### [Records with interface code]
>>

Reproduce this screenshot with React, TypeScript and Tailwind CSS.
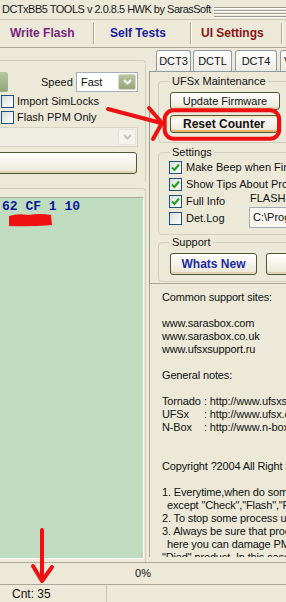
import React from "react";

function Chevron({ color }: { color: string }) {
  return (
    <svg width="9" height="6" viewBox="0 0 9 6">
      <path d="M1 1 L4.5 4.5 L8 1" fill="none" stroke={color} strokeWidth="2" />
    </svg>
  );
}

function DropBtn({ disabled }: { disabled?: boolean }) {
  return (
    <div
      className={
        disabled
          ? "flex h-full w-[18px] shrink-0 items-center justify-center rounded-[2px] border border-[#e6e4da] bg-[#f4f3ee]"
          : "flex h-full w-[18px] shrink-0 items-center justify-center rounded-[2px] border border-[#d2dbc3] bg-gradient-to-b from-[#b9c7a1] to-[#94a677]"
      }
    >
      <Chevron color={disabled ? "#c8c6bb" : "#ffffff"} />
    </div>
  );
}

function Check({ checked }: { checked?: boolean }) {
  return (
    <span className="flex h-[13px] w-[13px] shrink-0 items-center justify-center border border-[#1c5180] bg-gradient-to-br from-[#dcdcd7] to-white">
      {checked && (
        <svg width="9" height="9" viewBox="0 0 9 9">
          <path d="M1 4.5 L3.5 7 L8 1.5" fill="none" stroke="#21a121" strokeWidth="2" />
        </svg>
      )}
    </span>
  );
}

function Sep() {
  return <div className="my-[3px] w-[2px] border-l border-r border-l-[#aca899] border-r-white" />;
}

const btn =
  "flex items-center rounded-[3px] border border-[#4d5b38] bg-gradient-to-b from-white to-[#ebe8d6] shadow-[inset_0_-2px_0_#dcd2b4]";

const memo: React.ReactNode[] = [
  "Common support sites:",
  "",
  "www.sarasbox.com",
  "www.sarasbox.co.uk",
  "www.ufsxsupport.ru",
  "",
  "General notes:",
  "",
  <>
    <span className="inline-block w-[42px]">Tornado</span>: http://www.ufsxsupport.com
  </>,
  <>
    <span className="inline-block w-[42px]">UFSx</span>: http://www.ufsx.com
  </>,
  <>
    <span className="inline-block w-[42px]">N-Box</span>: http://www.n-box.info
  </>,
  "",
  "",
  "Copyright ?2004 All Right Reserved",
  "",
  "1. Everytime,when do some operation,",
  <span className="pl-[5px]">except "Check","Flash","Read"</span>,
  "2. To stop some process use Stop",
  "3. Always be sure that process is done,",
  <span className="pl-[5px]">here you can damage PM</span>,
  "\"Died\" product. In this case",
];

export default function App() {
  return (
    <div className="relative h-[602px] w-[286px] overflow-hidden bg-[#ECE9D8] font-['Liberation_Sans',Arial,sans-serif] text-[11px] leading-[13px] text-[#111]">
      {/* title */}
      <div className="flex h-[20px] items-center border-b border-[#c9c6b4]">
        <span className="shrink-0 whitespace-nowrap pl-[2px] tracking-[-0.5px] text-[#1a1a1a]">
          DCTxBB5 TOOLS v 2.0.8.5 HWK by SarasSoft
        </span>
        <div className="ml-[3px] flex flex-1 flex-col gap-[2px] pt-[4px]">
          <div className="h-px bg-[#9d9a8a] shadow-[0_1px_0_#fff]" />
          <div className="h-px bg-[#9d9a8a] shadow-[0_1px_0_#fff]" />
          <div className="h-px bg-[#9d9a8a] shadow-[0_1px_0_#fff]" />
          <div className="h-px bg-[#9d9a8a] shadow-[0_1px_0_#fff]" />
        </div>
      </div>

      {/* toolbar */}
      <div className="flex h-[28px] items-stretch border-b border-[#aca899] text-[12px] font-bold">
        <div className="flex w-[93px] items-center pl-[10px] text-[#7a1f7f]">Write Flash</div>
        <Sep />
        <div className="flex w-[95px] items-center pl-[15px] text-[#1b1ba0]">Self Tests</div>
        <Sep />
        <div className="flex w-[89px] items-center pl-[9px] text-[#8b1414]">UI Settings</div>
        <Sep />
      </div>

      {/* main */}
      <div className="flex h-[514px]">
        {/* left column */}
        <div className="flex w-[149px] shrink-0 flex-col">
          <div className="mr-[3px] mt-[12px] rounded-tr-[4px] border-r border-t border-[#d0d0bf] pb-[8px] pt-[11px]">
            <div className="flex h-[20px] items-stretch">
              <div className="w-[8px] overflow-hidden rounded-r-[2px] bg-gradient-to-b from-[#b9c7a1] to-[#94a677]" />
              <span className="ml-[33px] w-[32px] self-center">Speed</span>
              <div className="ml-[3px] flex w-[62px] items-stretch border border-[#a5acb5] bg-white p-px">
                <span className="flex-1 self-center pl-[3px]">Fast</span>
                <DropBtn />
              </div>
            </div>
            <div className="mt-px flex h-[16px] items-center gap-[3px] pl-[1px]">
              <Check />
              <span>Import SimLocks</span>
            </div>
            <div className="flex h-[16px] items-center gap-[3px] pl-[1px]">
              <Check />
              <span>Flash PPM Only</span>
            </div>
            <div className="-ml-[4px] mt-[2px] flex h-[20px] w-[142px] justify-end border border-[#d6d3c5] bg-[#efede4] p-px">
              <DropBtn disabled />
            </div>
            <div className={`${btn} -ml-[4px] mt-[5px] h-[22px] w-[141px]`} />
          </div>

          <div className="mr-[3px] mt-[6px] flex flex-1 flex-col rounded-tr-[4px] border-r border-t border-[#d0d0bf] pb-[3px] pt-[8px]">
            <div className="mr-px flex-1 border-b border-r border-t border-b-white border-r-white border-t-[#aca899] bg-[#c0dcc0] pl-[2px] pt-px font-['Liberation_Mono',monospace] text-[13px] font-bold leading-[16px] text-[#0a1aa0]">
              62 CF 1 10
            </div>
          </div>
        </div>

        {/* right column */}
        <div className="flex min-w-0 flex-1 flex-col">
          <div className="mt-[2px] flex h-[21px] items-end pl-[7px]">
            <div className="flex h-[21px] w-[35px] shrink-0 items-center justify-center rounded-t-[3px] border border-b-0 border-[#919b9c] bg-gradient-to-b from-white to-[#ecebe6]">DCT3</div>
            <div className="ml-[2px] flex h-[21px] w-[39px] shrink-0 items-center justify-center rounded-t-[3px] border border-b-0 border-[#919b9c] bg-gradient-to-b from-white to-[#ecebe6]">DCTL</div>
            <div className="ml-[3px] flex h-[21px] w-[42px] shrink-0 items-center justify-center rounded-t-[3px] border border-b-0 border-[#919b9c] bg-gradient-to-b from-white to-[#ecebe6]">DCT4</div>
            <div className="ml-[3px] flex h-[21px] w-[40px] shrink-0 items-center rounded-t-[3px] border border-b-0 border-[#919b9c] bg-gradient-to-b from-white to-[#ecebe6] pl-[3px]">VERS</div>
          </div>

          <div className="h-[212px] shrink-0 border-l border-t border-[#919b9c] pl-[8px] pt-[3px]">
            <fieldset className="w-[150px] rounded-[4px] border border-[#d0d0bf] pb-[9px]">
              <legend className="ml-[11px] px-[2px]">UFSx Maintenance</legend>
              <div className={`${btn} ml-[11px] mt-[4px] h-[18px] w-[110px] justify-center`}>Update Firmware</div>
              <div className={`${btn} ml-[11px] mt-[5px] h-[18px] w-[108px] justify-center border-[#3d4a2a] text-[12px] font-bold shadow-[inset_0_-2px_0_#e8b26a,inset_0_2px_0_#fbe7c1]`}>
                Reset Counter
              </div>
            </fieldset>

            <fieldset className="mt-[3px] w-[150px] rounded-[4px] border border-[#d0d0bf] pb-[6px]">
              <legend className="ml-[11px] px-[2px]">Settings</legend>
              <div className="flex h-[17px] items-center gap-[4px] whitespace-nowrap pl-[10px]">
                <Check checked />
                Make Beep when Finished
              </div>
              <div className="flex h-[17px] items-center gap-[4px] whitespace-nowrap pl-[10px]">
                <Check checked />
                Show Tips About Process
              </div>
              <div className="flex">
                <div className="w-[90px] shrink-0">
                  <div className="flex h-[17px] items-center gap-[4px] pl-[10px]">
                    <Check checked />
                    Full Info
                  </div>
                  <div className="flex h-[17px] items-center gap-[4px] pl-[10px]">
                    <Check />
                    Det.Log
                  </div>
                </div>
                <div className="flex flex-col">
                  <span className="-mt-px pl-px">FLASH</span>
                  <div className="mt-[2px] flex h-[21px] w-[60px] items-center whitespace-nowrap border border-[#a5acb5] bg-[#f7f6f0] pl-[3px]">
                    C:\Program
                  </div>
                </div>
              </div>
            </fieldset>

            <fieldset className="mt-px flex w-[150px] rounded-[4px] border border-[#d0d0bf] pb-[6px]">
              <legend className="ml-[11px] px-[2px]">Support</legend>
              <div className="mt-[4px] flex">
                <div className={`${btn} ml-[11px] h-[22px] w-[87px] justify-center text-[12px] font-bold text-[#1c2aa8]`}>Whats New</div>
                <div className={`${btn} ml-[9px] h-[22px] w-[80px] justify-center text-[12px] font-bold text-[#1c2aa8]`}>Forum</div>
              </div>
            </fieldset>
          </div>

          <div className="h-[274px] shrink-0 overflow-hidden whitespace-pre border-l border-t border-[#aca899] pl-[12px] pt-[7px] tracking-[-0.15px]">
            {memo.map((line, i) => (
              <div key={i} className="h-[13px]">
                {line}
              </div>
            ))}
          </div>
        </div>
      </div>

      {/* progress */}
      <div className="h-[22px] border-t border-[#aca899]">
        <div className="w-[151px] pt-[4px] text-right">0%</div>
      </div>

      {/* status bar */}
      <div className="flex h-[18px] border-t border-[#aca899]">
        <div className="w-[107px] border-r border-[#c9c6b4] pl-[12px] pt-[3px] text-[12px]">Cnt: 35</div>
      </div>

      {/* red annotations */}
      <svg className="pointer-events-none absolute left-0 top-0" width="286" height="602">
        <rect x="164.7" y="110.3" width="114.5" height="28.5" rx="9" fill="none" stroke="#ee1111" strokeWidth="4" />
        <path d="M108 109 L161 123" stroke="#ee1111" strokeWidth="4" strokeLinecap="round" />
        <path d="M149 108 L162 123 L153 139" fill="none" stroke="#ee1111" strokeWidth="4" strokeLinecap="round" strokeLinejoin="round" />
        <path d="M9 216 Q18 213 28 215 Q40 213 51 215 L52 225 Q30 227 9 226 Z" fill="#ee1111" />
        <path d="M42 530 L42 579" stroke="#ee1111" strokeWidth="4" strokeLinecap="round" />
        <path d="M33 566 L42 581 L52 567" fill="none" stroke="#ee1111" strokeWidth="4" strokeLinecap="round" strokeLinejoin="round" />
      </svg>
    </div>
  );
}
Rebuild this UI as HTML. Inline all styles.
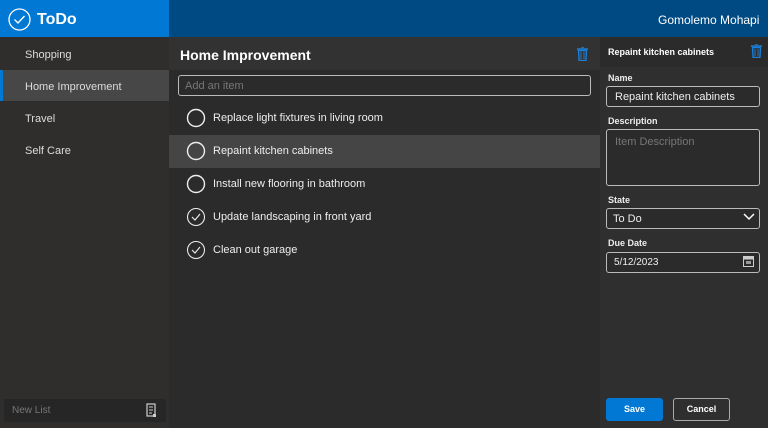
<!DOCTYPE html>
<html><head><style>
*{margin:0;padding:0;box-sizing:border-box}
body{width:768px;height:428px;overflow:hidden;background:#2b2b2b;font-family:"Liberation Sans",sans-serif;color:#fff;position:relative;font-size:11px}
.a{position:absolute}
.row{position:absolute;left:169px;width:431px;height:33px}
.row span{position:absolute;left:44px;top:10px;font-size:11px;color:#eee}
.row svg{position:absolute;left:17px;top:6px}
.lbl{position:absolute;left:608px;font-size:9px;font-weight:bold;color:#eee}
.inp{position:absolute;left:606px;width:154px;border:1px solid #bbb;border-radius:3px;background:#2b2b2b;font-size:11px;padding-left:8px;color:#eee}
</style></head><body>
<div class="a" style="left:0;top:0;width:169px;height:37px;background:#0078d4"></div>
<div class="a" style="left:169px;top:0;width:599px;height:37px;background:#004a83"></div>
<svg class="a" style="left:8px;top:8px" width="23" height="23" viewBox="0 0 23 23"><circle cx="11.5" cy="11.5" r="10.5" fill="none" stroke="#fff" stroke-width="1.3"/><path d="M6.5 11.5l3.5 3.5 6.5-7" fill="none" stroke="#fff" stroke-width="1.4"/></svg>
<div class="a" style="left:37px;top:11px;font-size:16px;font-weight:bold">ToDo</div>
<div class="a" style="left:658px;top:13px;font-size:12px">Gomolemo Mohapi</div>
<div class="a" style="left:0;top:37px;width:169px;height:391px;background:#302e2c"></div>
<div class="a" style="left:0;top:70px;width:169px;height:31px;background:#474747"></div>
<div class="a" style="left:0;top:70px;width:3px;height:31px;background:#0078d4"></div>
<div class="a" style="left:25px;top:49px;font-size:11px;color:#ddd">Shopping</div>
<div class="a" style="left:25px;top:81px;font-size:11px;color:#ddd">Home Improvement</div>
<div class="a" style="left:25px;top:113px;font-size:11px;color:#ddd">Travel</div>
<div class="a" style="left:25px;top:145px;font-size:11px;color:#ddd">Self Care</div>
<div class="a" style="left:4px;top:399px;width:162px;height:23px;background:#262626;border-radius:2px"></div>
<div class="a" style="left:12px;top:405px;font-size:10px;color:#777">New List</div>
<svg class="a" style="left:146px;top:403px" width="11" height="15" viewBox="0 0 11 15"><rect x="1" y="1" width="8" height="12" fill="none" stroke="#ccc" stroke-width="1.2"/><path d="M3 4h4M3 7h4M3 10h3" stroke="#ccc"/><rect x="7" y="11" width="3" height="3" fill="#ccc"/></svg>
<div class="a" style="left:169px;top:37px;width:431px;height:33px;background:#323232"></div>
<div class="a" style="left:180px;top:47px;font-size:14px;font-weight:bold">Home Improvement</div>
<svg class="a" style="left:577px;top:47px" width="11" height="14" viewBox="0 0 11 14"><path d="M0 2h11M4 0h3" stroke="#1a7fd6" stroke-width="1.5"/><path d="M1.5 3.5h8l-.6 10h-6.8z" fill="none" stroke="#1a7fd6" stroke-width="1.4"/><path d="M4 5v7M7 5v7" stroke="#1a7fd6"/></svg>
<div class="a" style="left:178px;top:75px;width:413px;height:21px;border:1px solid #bbb;border-radius:3px"></div>
<div class="a" style="left:185px;top:80px;font-size:11px;color:#777">Add an item</div>
<div class="row" style="top:102px"><svg width="20" height="20"><circle cx="10" cy="10" r="8.5" fill="none" stroke="#eee" stroke-width="1.4"/></svg><span>Replace light fixtures in living room</span></div>
<div class="row" style="top:135px;background:#454545"><svg width="20" height="20"><circle cx="10" cy="10" r="8.5" fill="none" stroke="#eee" stroke-width="1.4"/></svg><span>Repaint kitchen cabinets</span></div>
<div class="row" style="top:168px"><svg width="20" height="20"><circle cx="10" cy="10" r="8.5" fill="none" stroke="#eee" stroke-width="1.4"/></svg><span>Install new flooring in bathroom</span></div>
<div class="row" style="top:201px"><svg width="20" height="20"><circle cx="10" cy="10" r="8.5" fill="none" stroke="#eee" stroke-width="1.1"/><path d="M6 10l3 3 5-6" fill="none" stroke="#eee" stroke-width="1.1"/></svg><span>Update landscaping in front yard</span></div>
<div class="row" style="top:234px"><svg width="20" height="20"><circle cx="10" cy="10" r="8.5" fill="none" stroke="#eee" stroke-width="1.1"/><path d="M6 10l3 3 5-6" fill="none" stroke="#eee" stroke-width="1.1"/></svg><span>Clean out garage</span></div>
<div class="a" style="left:600px;top:37px;width:168px;height:391px;background:#2f2f2f"></div>
<div class="a" style="left:600px;top:37px;width:168px;height:30px;background:#2b2b2b"></div>
<div class="a" style="left:608px;top:47px;font-size:9px;font-weight:bold">Repaint kitchen cabinets</div>
<svg class="a" style="left:751px;top:44px" width="11" height="14" viewBox="0 0 11 14"><path d="M0 2h11M4 0h3" stroke="#1a7fd6" stroke-width="1.5"/><path d="M1.5 3.5h8l-.6 10h-6.8z" fill="none" stroke="#1a7fd6" stroke-width="1.4"/><path d="M4 5v7M7 5v7" stroke="#1a7fd6"/></svg>
<div class="lbl" style="top:73px">Name</div>
<div class="inp" style="top:86px;height:21px;line-height:20px">Repaint kitchen cabinets</div>
<div class="lbl" style="top:116px">Description</div>
<div class="inp" style="top:129px;height:57px;padding-top:6px;color:#777">Item Description</div>
<div class="lbl" style="top:195px">State</div>
<div class="inp" style="top:208px;height:21px;line-height:20px;padding-left:6px">To Do</div>
<svg class="a" style="left:743px;top:213px" width="12" height="8"><path d="M1 1l5 5 5-5" fill="none" stroke="#fff" stroke-width="1.5"/></svg>
<div class="lbl" style="top:238px">Due Date</div>
<div class="inp" style="top:252px;height:21px;line-height:20px;font-size:10px;padding-left:7px">5/12/2023</div>
<svg class="a" style="left:743px;top:256px" width="11" height="11"><rect x="0.5" y="0.5" width="10" height="10" fill="none" stroke="#ccc"/><rect x="0.5" y="0.5" width="10" height="3" fill="#ccc"/><rect x="3" y="5" width="5" height="3" fill="#999"/></svg>
<div class="a" style="left:606px;top:398px;width:57px;height:23px;background:#0078d4;border-radius:3px;font-size:9px;font-weight:bold;text-align:center;line-height:23px">Save</div>
<div class="a" style="left:673px;top:398px;width:57px;height:23px;border:1px solid #aaa;border-radius:3px;font-size:9px;font-weight:bold;text-align:center;line-height:21px">Cancel</div>
</body></html>
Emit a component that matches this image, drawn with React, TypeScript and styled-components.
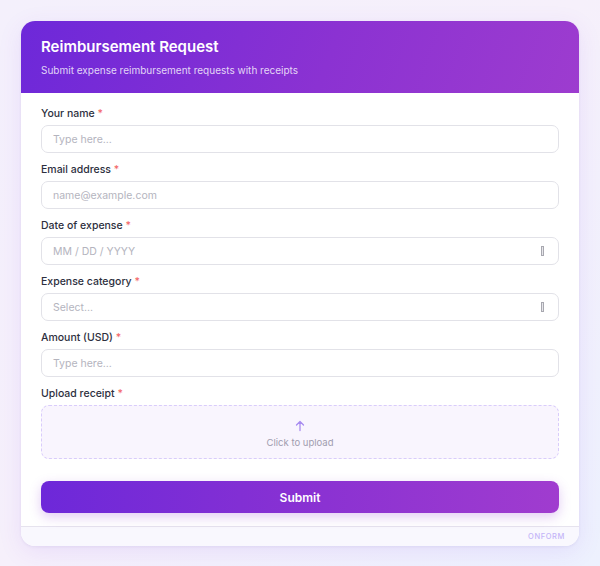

<<

### [What you are asked to do]
In the entries above, find each line with the word "TypeScript" and show it.

### [Response for this exercise]
Reproduce this screenshot with React, TypeScript and Tailwind CSS.
Emit a component that matches this image, drawn with React, TypeScript and styled-components.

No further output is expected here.